Let’s take a look at this board, as an example. Look at the 1 in the middle. The 1 tells us that there is only one bomb that surrounds the square. If we look at its neighbors, only one of the square’s neighbors is unknown. Since there is only one unknown neighbor and one bomb that surrounds the square, we can say that square has a bomb.

Now we can mark that position as a bomb, and we can check all the neighbors of that bomb to see if there were any other squares we might be able to better understand because of this new information.

previous board, but with a bomb flagged

I will be referring to the coordinates of these squares as \((y, x)\), where \((1, 1)\) is the top left and \((5,5)\) is the bottom right.

Since we know the position of the bomb is \((2, 3)\), we can check all 8 of its adjacent squares.

\((2, 4)\), \((1, 4)\), \((1, 3)\), \((1, 2)\)

These points are still unknown to us, so let’s not touch them just yet.

\((3, 2)\), \((3,3)\), \((3,4)\)

These points are all marked as a 1, and we now know the location of the bomb that they’re referring to.
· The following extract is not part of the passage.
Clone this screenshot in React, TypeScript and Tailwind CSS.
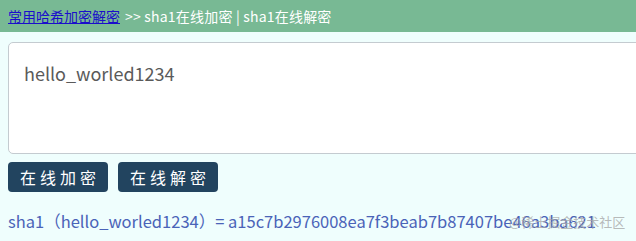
import React from 'react'

export default function App() {
  return (
    <div
      className="w-[636px] h-[241px] overflow-hidden bg-[#effefd] text-[14px]"
      style={{ fontFamily: '"Noto Sans CJK SC", "Noto Sans", sans-serif' }}
    >
      <div className="h-[32px] bg-[#78b994] flex items-center pl-[8px] text-white text-[14px] leading-none whitespace-nowrap">
        <a href="#" className="text-[#1a0dcc] underline">
          常用哈希加密解密
        </a>
        <span className="ml-[5px] tracking-[0.2px]">&gt;&gt; sha1在线加密 | sha1在线解密</span>
      </div>

      <div className="pl-[8px] pt-[10px]">
        <div className="h-[112px] w-[640px] bg-white border border-[#c4cbd0] rounded-[5px] px-[15px] pt-[18px] text-[18px] text-[#5a5a5a] leading-[24px]">
          hello_worled1234
        </div>
      </div>

      <div className="flex gap-[10px] pl-[8px] pt-[8px]">
        <button className="w-[100px] h-[30px] rounded-[4px] bg-[#22445f] text-white text-[16px] tracking-[4px] pl-[4px] leading-none">
          在线加密
        </button>
        <button className="w-[100px] h-[30px] rounded-[4px] bg-[#22445f] text-white text-[16px] tracking-[4px] pl-[4px] leading-none">
          在线解密
        </button>
      </div>

      <div className="relative pl-[8px] pt-[18px] text-[16.5px] leading-[22px] text-[#4a63b8] whitespace-nowrap">
        sha1（hello_worled1234）= a15c7b2976008ea7f3beab7b87407be46a3ba621
        <span className="absolute left-[509px] top-[19px] text-[13px] text-[#a8a8a8]/80">
          @稀土掘金技术社区
        </span>
      </div>
    </div>
  )
}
This means that all other surrounding the 1’s are not a bomb, so we can mark these other adjacent points as safe. We will mark points \((2, 4)\) and \((2, 5)\) as safe. We can also add these coordinates to some type of list to keep track of possible points we can use to recursively discover using our 0-neighbor pruning trick later on.

(2, 2)

Since we now know new information about the bombs surrounding this point, we can check it agian. We now know one of the two bombs that surround this point, but since we still do not know the second bomb we can’t do anything more.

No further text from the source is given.